Las obras de ese autor, entre las que
figuran Un día en la vida de Iván Denisovich y El archipiélago de Gulag, son ya
enormes clásicos y su rango se encuentra al nivel de los más grandes escritores rusos, como Tolstoi y
Dostoievski, entre otros que han sabido contar la peculiaridad de esa gran
cultura de extremos, violenta, sentimental, cruel y festiva que hoy sigue dando
noticias y es el tema que le valió el sorpresivo premio a la nueva galardonada,
la periodista bielorrusa Svetlana Alexiévich, autora de Voces de Chernóbil y El
fin del hombre rojo.
Muchas décadas después la lucha contra
los sistemas totalitarios y sus derivas sigue dando tema a los escritores y
premios a los perseguidos. Un poco eurocentrista en las última década, la
Academia ha galardnado uno tras otro, a autores poco conocidos de los ex países
satélites de la Unión Soviética. Tal es el caso del húngaro Imre Kertez, la rumana
de lengua alemana Herta Müller, la polaca Wyslava Symborska.
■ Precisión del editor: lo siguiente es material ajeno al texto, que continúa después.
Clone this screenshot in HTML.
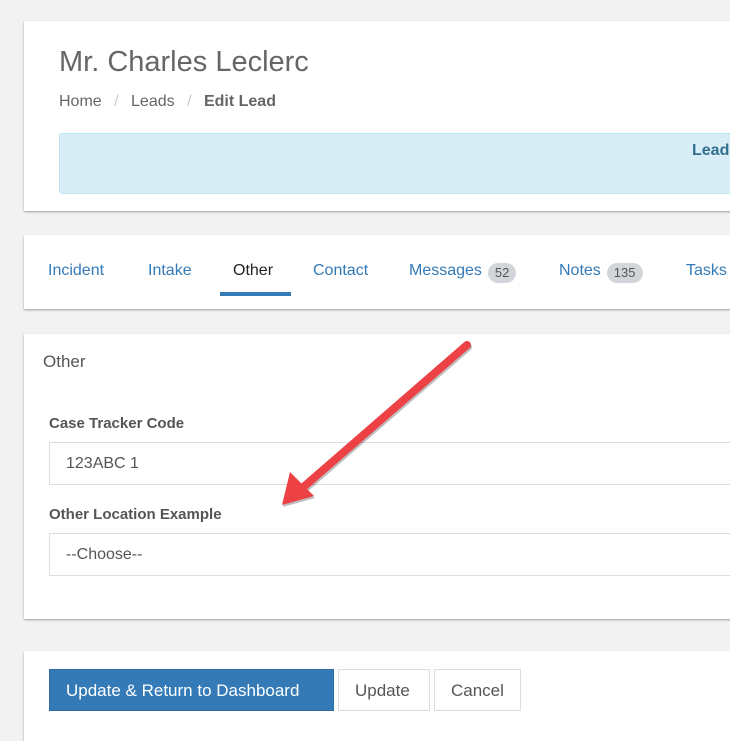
<!DOCTYPE html><html><head><style>
body{margin:0;width:730px;height:720px;overflow:hidden;background:#f2f2f2;font-family:"Liberation Sans",sans-serif;position:relative}
.card{position:absolute;left:24px;width:720px;background:#fff;box-shadow:0 1px 2px rgba(0,0,0,.35)}
.t{position:absolute;white-space:nowrap}
.nav{color:#337ab7;font-size:16px;top:26px;line-height:20px}
.badge{display:inline-block;background:#d2d6da;color:#555;border-radius:10px;font-size:13px;line-height:16px;padding:2px 7px;margin-left:6px;vertical-align:-2px}
label{position:absolute;font-weight:bold;color:#555;font-size:15px}
.inp{position:absolute;left:25px;width:700px;height:43px;border:1px solid #ddd;box-sizing:border-box;font-size:16px;color:#555;padding:12px 0 0 16px}
.btn{position:absolute;top:18px;height:42px;box-sizing:border-box;border:1px solid #ddd;font-size:17px;color:#555;padding:11px 16px 0}
</style></head><body>
<div class="card" style="top:21px;height:190px">
<div class="t" style="left:35px;top:25px;font-size:29px;color:#666;font-weight:300">Mr. Charles Leclerc</div>
<div class="t" style="left:35px;top:72px;font-size:16px;color:#666">Home <span style="color:#ccc;margin:0 8px">/</span> Leads <span style="color:#ccc;margin:0 8px">/</span> <b>Edit Lead</b></div>
<div style="position:absolute;left:35px;top:112px;width:700px;height:59px;background:#d9edf7;border:1px solid #bce8f1;border-radius:3px"></div>
<div class="t" style="left:668px;top:121px;font-size:16px;font-weight:bold;color:#31708f">Lead</div>
</div>
<div class="card" style="top:235px;height:74px">
<div class="t nav" style="left:24px">Incident</div>
<div class="t nav" style="left:124px">Intake</div>
<div class="t nav" style="left:209px;color:#222">Other</div>
<div style="position:absolute;left:196px;top:57px;width:71px;height:4px;background:#337ab7"></div>
<div class="t nav" style="left:289px">Contact</div>
<div class="t nav" style="left:385px">Messages<span class="badge">52</span></div>
<div class="t nav" style="left:535px">Notes<span class="badge">135</span></div>
<div class="t nav" style="left:662px">Tasks</div>
</div>
<div class="card" style="top:334px;height:285px">
<div class="t" style="left:19px;top:18px;font-size:17px;color:#555">Other</div>
<label style="left:25px;top:81px">Case Tracker Code</label>
<div class="inp" style="top:108px">123ABC 1</div>
<label style="left:25px;top:172px">Other Location Example</label>
<div class="inp" style="top:199px">--Choose--</div>
</div>
<div class="card" style="top:651px;height:90px">
<div class="btn" style="left:25px;width:285px;background:#337ab7;border-color:#2e6da4;color:#fff">Update &amp; Return to Dashboard</div>
<div class="btn" style="left:314px;width:92px">Update</div>
<div class="btn" style="left:410px;width:87px">Cancel</div>
</div>
<svg style="position:absolute;left:0;top:0" width="730" height="720">
<g transform="translate(1,2)" opacity=".25"><line x1="467" y1="345" x2="300" y2="490" stroke="#000" stroke-width="8" stroke-linecap="round"/><polygon points="282,505 290,472 314,496" fill="#000"/></g>
<line x1="467" y1="345" x2="300" y2="490" stroke="#ed4245" stroke-width="8" stroke-linecap="round"/>
<polygon points="282,505 290,472 314,496" fill="#ed4245"/>
</svg>
</body></html>
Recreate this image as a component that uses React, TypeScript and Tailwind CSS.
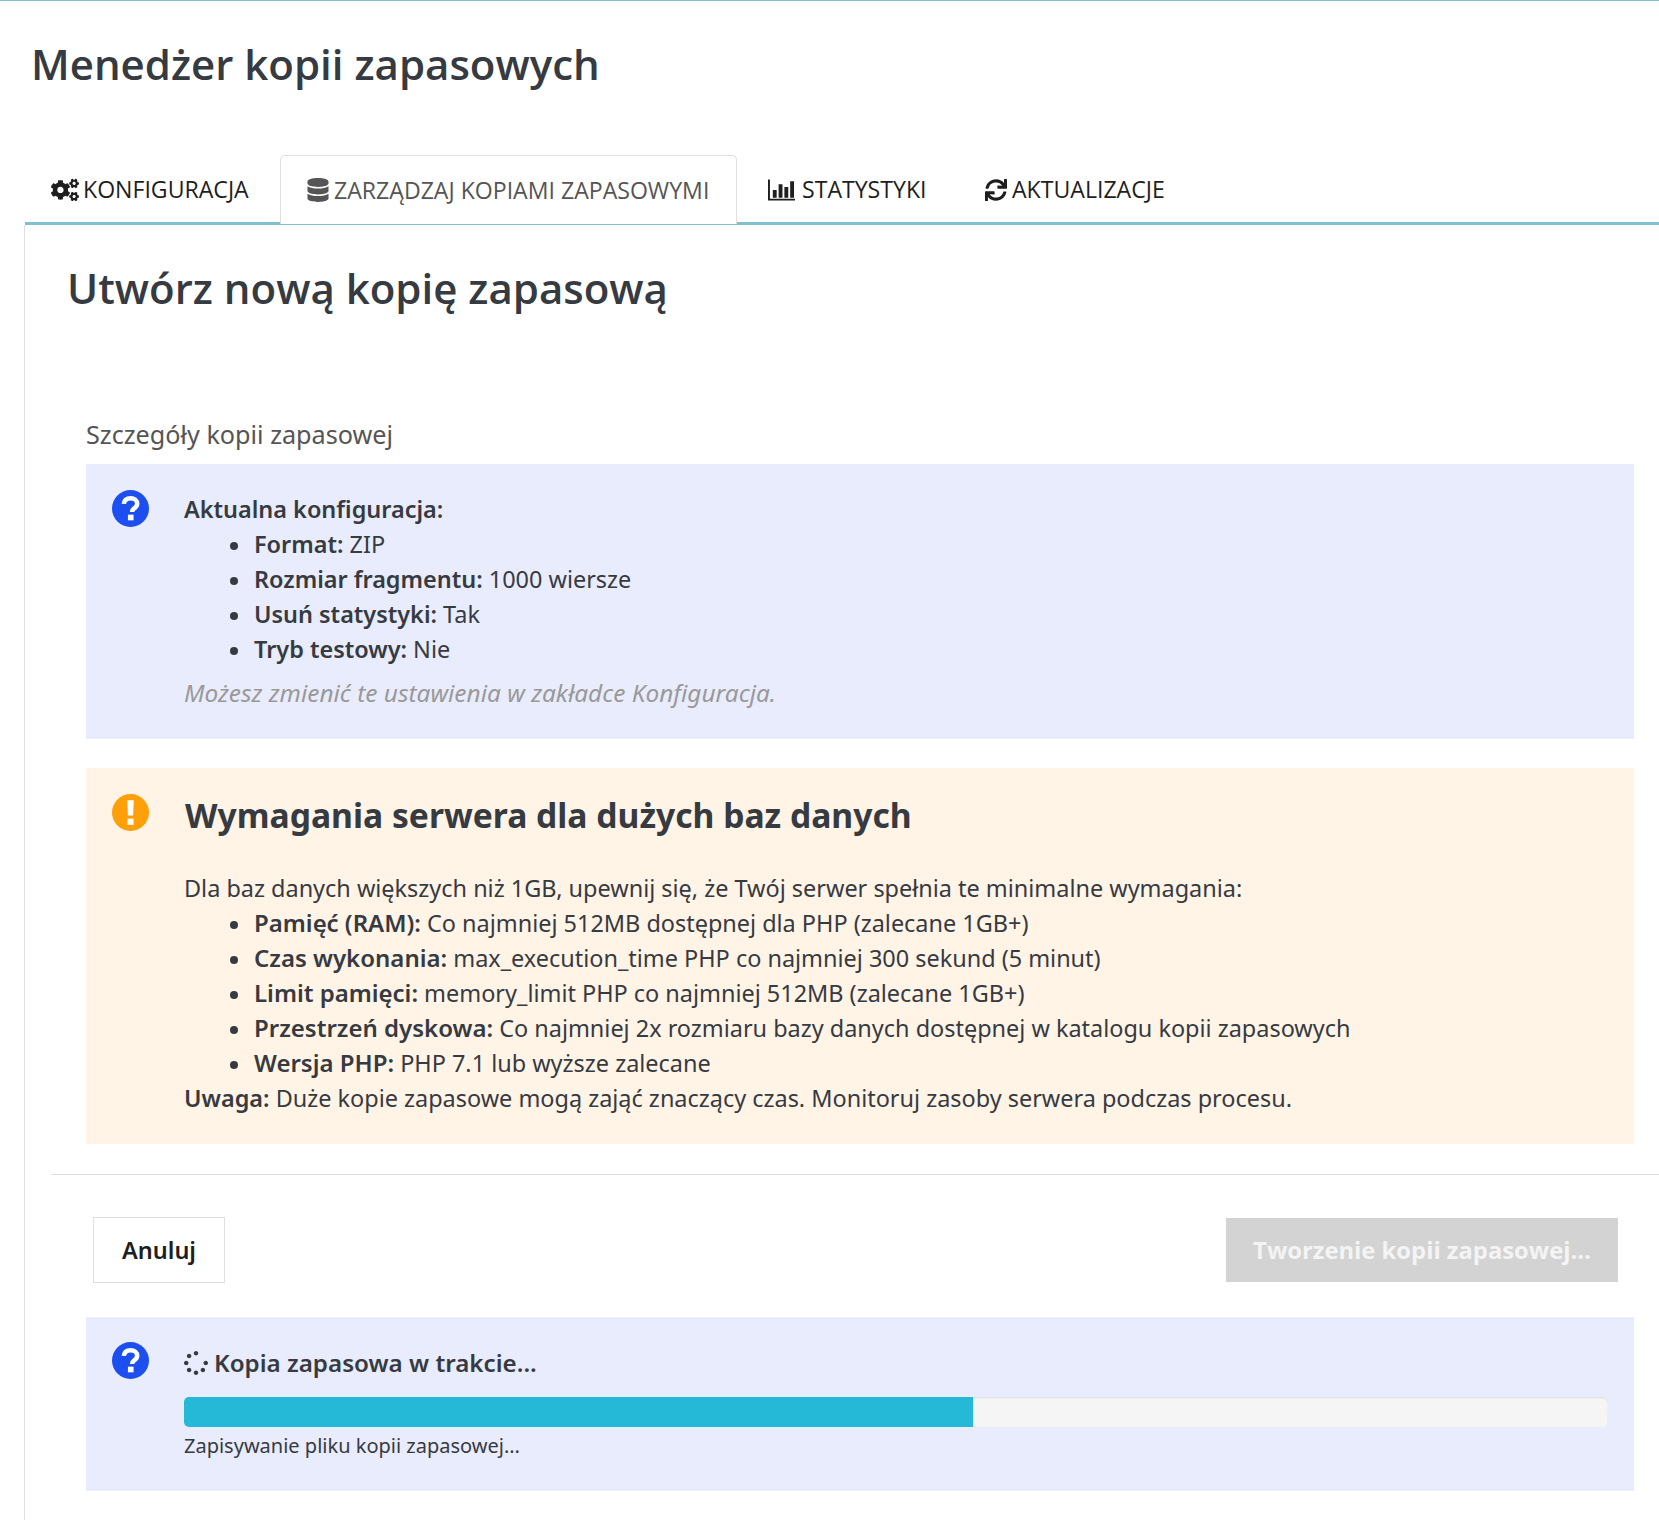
import React from 'react';
import { FaCogs, FaDatabase, FaSync, FaSpinner } from 'react-icons/fa';

const BarsIcon = () => (
  <svg viewBox="0 0 28 22" className="h-[22px] w-[27px] fill-current">
    <path d="M0 0h2v20h26v2H0z" />
    <path d="M5 11h4v8H5zM11 5h4v14h-4zM17 8h4v11h-4zM23 2h4v17h-4z" />
  </svg>
);

const QuestionIcon = () => (
  <svg viewBox="0 0 36 36" className="h-[37px] w-[37px]">
    <circle cx="18" cy="18" r="18" fill="#1d4ff0" />
    <path d="M11.5 13.5c.4-3.6 3-5.5 6.5-5.5 3.800 0 6.500 2.200 6.500 5.400 0 2.500-1.500 3.600-3.200 4.700-1.200.8-1.700 1.400-1.700 3.400" fill="none" stroke="#fff" strokeWidth="4.400" />
    <rect x="15.500" y="24" width="5.500" height="5.500" fill="#fff" />
  </svg>
);

const WarningIcon = () => (
  <svg viewBox="0 0 36 36" className="h-[37px] w-[37px]">
    <circle cx="18" cy="18" r="18" fill="#ff9f0a" />
    <path d="M14.800 6h6.400l-.7 15h-5z" fill="#fff" />
    <rect x="15" y="24" width="6" height="6" fill="#fff" />
  </svg>
);

const tabClass = 'flex items-center h-[69px] text-[23.1px] text-[#1e1e1e]';
const rowClass = 'relative pl-[70px] before:absolute before:left-[46px] before:top-[15px] before:h-[8px] before:w-[8px] before:rounded-full before:bg-[#363a41]';

const Item = ({ label, value }: { label: string; value: string }) => (
  <li className={rowClass}>
    <b className="font-semibold">{label}</b> {value}
  </li>
);

const App: React.FC = () => {
  return (
    <div className="flex h-[1520px] w-[1659px] flex-col overflow-hidden bg-white font-['Noto_Sans',sans-serif] text-[23.45px] leading-[35px] text-[#363a41]">
      <div className="h-px bg-[#7fc0d0]" />

      {/* Title */}
      <h1 className="h-[154px] pl-[31px] pt-[35px] font-['Open_Sans',sans-serif] text-[42px] leading-[56px] font-semibold">
        Menedżer kopii zapasowych
      </h1>

      {/* Tabs */}
      <div className="ml-[25px] flex h-[70px] border-b-[3px] border-[#7fc0d0] pl-[26px]">
        <div className="flex font-['Open_Sans',sans-serif]">
          <div className={`${tabClass} w-[229px] gap-[4px]`}>
            <FaCogs size={28} />
            <span>KONFIGURACJA</span>
          </div>
          <div className="-mb-[2px] flex h-[69px] w-[457px] items-center gap-[4px] rounded-t-[5px] border border-b-0 border-[#dfdfdf] bg-white pl-[25px] text-[23.1px] text-[#555]">
            <FaDatabase size={24} />
            <span>ZARZĄDZAJ KOPIAMI ZAPASOWYMI</span>
          </div>
          <div className={`${tabClass} ml-[31px] w-[217px] gap-[7px]`}>
            <BarsIcon />
            <span>STATYSTYKI</span>
          </div>
          <div className={`${tabClass} gap-[5px]`}>
            <FaSync size={22} />
            <span>AKTUALIZACJE</span>
          </div>
        </div>
      </div>

      {/* Panel */}
      <div className="ml-6 flex-1 border-l border-[#dfdfdf] pl-[26px]">
        <h2 className="ml-[16px] h-[194px] pt-[35px] font-['Open_Sans',sans-serif] text-[42px] leading-[56px] font-semibold">
          Utwórz nową kopię zapasową
        </h2>

        <div className="-mt-[2px] mb-[12px] ml-[35px] text-[25.2px] leading-[35px] text-[#555]">Szczegóły kopii zapasowej</div>

        {/* Config */}
        <div className="ml-[35px] mr-[25px] flex h-[275px] bg-[#e9ecfc]">
          <div className="w-[98px] pl-[26px] pt-[26px]">
            <QuestionIcon />
          </div>
          <div className="pt-[28px]">
            <div className="font-semibold">Aktualna konfiguracja:</div>
            <ul>
              <Item label="Format:" value="ZIP" />
              <Item label="Rozmiar fragmentu:" value="1000 wiersze" />
              <Item label="Usuń statystyki:" value="Tak" />
              <Item label="Tryb testowy:" value="Nie" />
            </ul>
            <div className="mt-[8px] text-[24.4px] italic text-[#999]">Możesz zmienić te ustawienia w zakładce Konfiguracja.</div>
          </div>
        </div>

        {/* Warning */}
        <div className="ml-[35px] mr-[25px] mt-[29px] flex h-[376px] bg-[#fff4e6]">
          <div className="w-[98px] pl-[26px] pt-[26px]">
            <WarningIcon />
          </div>
          <div className="pt-[23px]">
            <h3 className="mb-[32px] pl-px text-[33.65px] leading-[48px] font-bold">Wymagania serwera dla dużych baz danych</h3>
            <div>Dla baz danych większych niż 1GB, upewnij się, że Twój serwer spełnia te minimalne wymagania:</div>
            <ul className="[&_b]:text-[24px] [&_b]:leading-none">
              <Item label="Pamięć (RAM):" value="Co najmniej 512MB dostępnej dla PHP (zalecane 1GB+)" />
              <Item label="Czas wykonania:" value="max_execution_time PHP co najmniej 300 sekund (5 minut)" />
              <Item label="Limit pamięci:" value="memory_limit PHP co najmniej 512MB (zalecane 1GB+)" />
              <Item label="Przestrzeń dyskowa:" value="Co najmniej 2x rozmiaru bazy danych dostępnej w katalogu kopii zapasowych" />
              <Item label="Wersja PHP:" value="PHP 7.1 lub wyższe zalecane" />
            </ul>
            <div><b className="font-semibold">Uwaga:</b> Duże kopie zapasowe mogą zająć znaczący czas. Monitoruj zasoby serwera podczas procesu.</div>
          </div>
        </div>

        <div className="mt-[30px] h-px bg-[#dfdfdf]" />

        {/* Actions */}
        <div className="ml-[42px] mr-[41px] mt-[42px] flex items-center justify-between">
          <button className="h-[66px] w-[132px] border border-[#dfdfdf] bg-white text-[23.5px] font-semibold text-[#1e1e1e]">Anuluj</button>
          <button className="h-[64px] w-[392px] bg-[#d3d3d3] font-['Open_Sans',sans-serif] text-[23.8px] font-bold text-[#f4f4f4]">Tworzenie kopii zapasowej...</button>
        </div>

        {/* Progress */}
        <div className="ml-[35px] mr-[25px] mt-[34px] flex h-[174px] bg-[#e9ecfc]">
          <div className="w-[98px] pl-[26px] pt-[25px]">
            <QuestionIcon />
          </div>
          <div className="flex-1 pr-[26px] pt-[28px]">
            <div className="flex items-center gap-[6px] text-[24.2px] font-semibold">
              <FaSpinner size={24} />
              <span>Kopia zapasowa w trakcie...</span>
            </div>
            <div className="mt-[17px] h-[30px] overflow-hidden rounded-[5px] bg-[#f5f5f5] shadow-[inset_0_1px_2px_rgba(0,0,0,0.1)]">
              <div className="h-full w-[55.4%] bg-[#25b9d7]" />
            </div>
            <div className="mt-[3px] text-[20px] leading-[32px]">Zapisywanie pliku kopii zapasowej...</div>
          </div>
        </div>
      </div>
    </div>
  );
};

export default App;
La Europa central y del este parece ser
por ahora el centro de las preocupaciones de los académicos suecos al
galardonar figuras exóticas para el resto del mundo como la austríaca Elfriede
Jelinek, el sueco Thomas Trastörmer o
los franceses Jean Marie le Clezio y Patrick Modiano, tras lo cual de vez en
cuando se premia a algún outsider chino o africano o a viejos consagrados como
Doris Lessing o Günter Grass. Estados Unidos y América Latina le interesan menos
por ahora.
No es para menos. Europa es e la actualidad
un taller en plena ebullición y cambios, situada en el centro de un mundo en
guerra donde los polvorines son muchos y variados en Ucrania, los balcanes, Oriente
Medio, el sudeste asiático y casi todo Africa, cuyos problemas estallan también
al interior de estas naciones en pleno proceso de cambio, inmigración y
mestizajes múltiples.
Está todavía muy fresca la guerra en
Europa. Las cenizas de la gran conflagración de la Segunda Guerra Mundial están
todavía calientes y los escritores de todas las generaciones abordan los temas
de la violencia vivida por padres, abuelos y bisabuelos en el siglo XX. Las
fronteras aun son frágiles y los rencores persisten en España, donde las
cicatrices del franquismo aun no cierran, o en Francia, donde el dolor de la
Ocupación nazi sigue vivo, o en Italia, donde Mussollini y la falange sigue
latente, por lo que los fantasmas del fascismo y sus exterminios de extranjeros
tientan aun a grandes sectores de la poblacion local en los suburbios y los
campos.
Por eso la literatura europea sigue muy
viva, es abundante y variada, y está casi siempre relacionada con todos los
dolores de judíos, gitanos, rusos, polacos, alemanes, franceses, griegos,
serbios, húngaros, españoles, ucranianos, búlgaros, rumanos, checos, el de las
víctimas de los diversos totalitarismos en fin de cuentas.
Los peligros de que está rodeada Europa y
el miedo de que estalle una nueva guerra en los mismos lugares donde se
iniciaron las anteriores, convierte al Nobel en un galardón bastante eurocéntrico.
Pero aun así, no deja de abrir ventanas necesarias a los lectores y creadores ávidos
de nuevas literaturas, voces y temas.